Foto ©Rogério Cassimiro
Na primeira noite eles se aproximam
e roubam uma flor
do nosso jardim.
Na segunda noite, já não se escondem:
pisam as flores,
matam nosso cão,
e não dizemos nada.
Até que um dia,
o mais frágil deles
entra sozinho em nossa casa,
rouba-nos a luz e,
conhecendo nosso medo,
arranca-nos a voz da garganta.
E já não podemos dizer nada.
Trecho do longo poema, quatro páginas, No caminho, com Maiakovski (assim mesmo, com a vírgula), do niteroiense Eduardo Alves da Costa, 87 anos.
Erroneamente atribuído ao poeta russo mencionado no título, e também a Bertold Brecht, o poema está publicado no segundo livro de Alves da Costa, Poesia Viva, 1968, editado pela Civilização Brasileira, e posteriormente em No caminho, com Maiakovski, pela Nova Fronteira, 1985, onde reúne toda sua poesia até essa década.
O autor escreveu nos conturbados anos pós-64, como manifestação de revolta à intolerância e violência impostas pela ditadura militar.

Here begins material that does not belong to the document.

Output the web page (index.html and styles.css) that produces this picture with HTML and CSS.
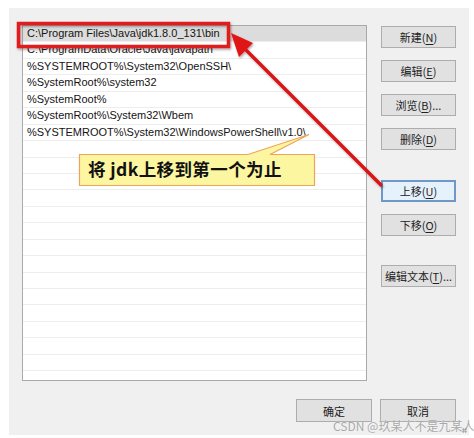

O equívoco da autoria começou na época da campanha das Diretas Já, com os versos estampados em camisetas, pôsteres e até em cartões postais, declamados em protestos nas ruas, assembleias de estudantes e sindicatos, sempre creditados a Vladimir Maiakovski ou ao dramaturgo alemão. Um primeiro alguém achou que fosse, os 'alguéns' seguintes não confirmaram e deu-se a largada ao erro.
A Internet, através das sempre apressadas redes sociais, no fast-food tópico das postagens, só fez aumentar a confusão, assim como fazem com textos atribuídos a Clarice Lispector, Mário Quintana, Jorge Luis Borges...
.
Muitos duvidaram que os versos de Alves da Costa, que têm na narrativa uma força e a beleza da vanguarda soviética, pudessem ser de um brasileiro. No máximo ele seria um tradutor de Maiakovski.
O autor, que tem 24 livros publicados entre poesia, contos e romances, em entrevista à revista ÉPOCA em 2014, com alegria e lamento disse que a atribuição ao famoso poeta foi “uma maldição, ajudou a chamar a atenção para minha poesia, mas ocultou toda a minha obra.”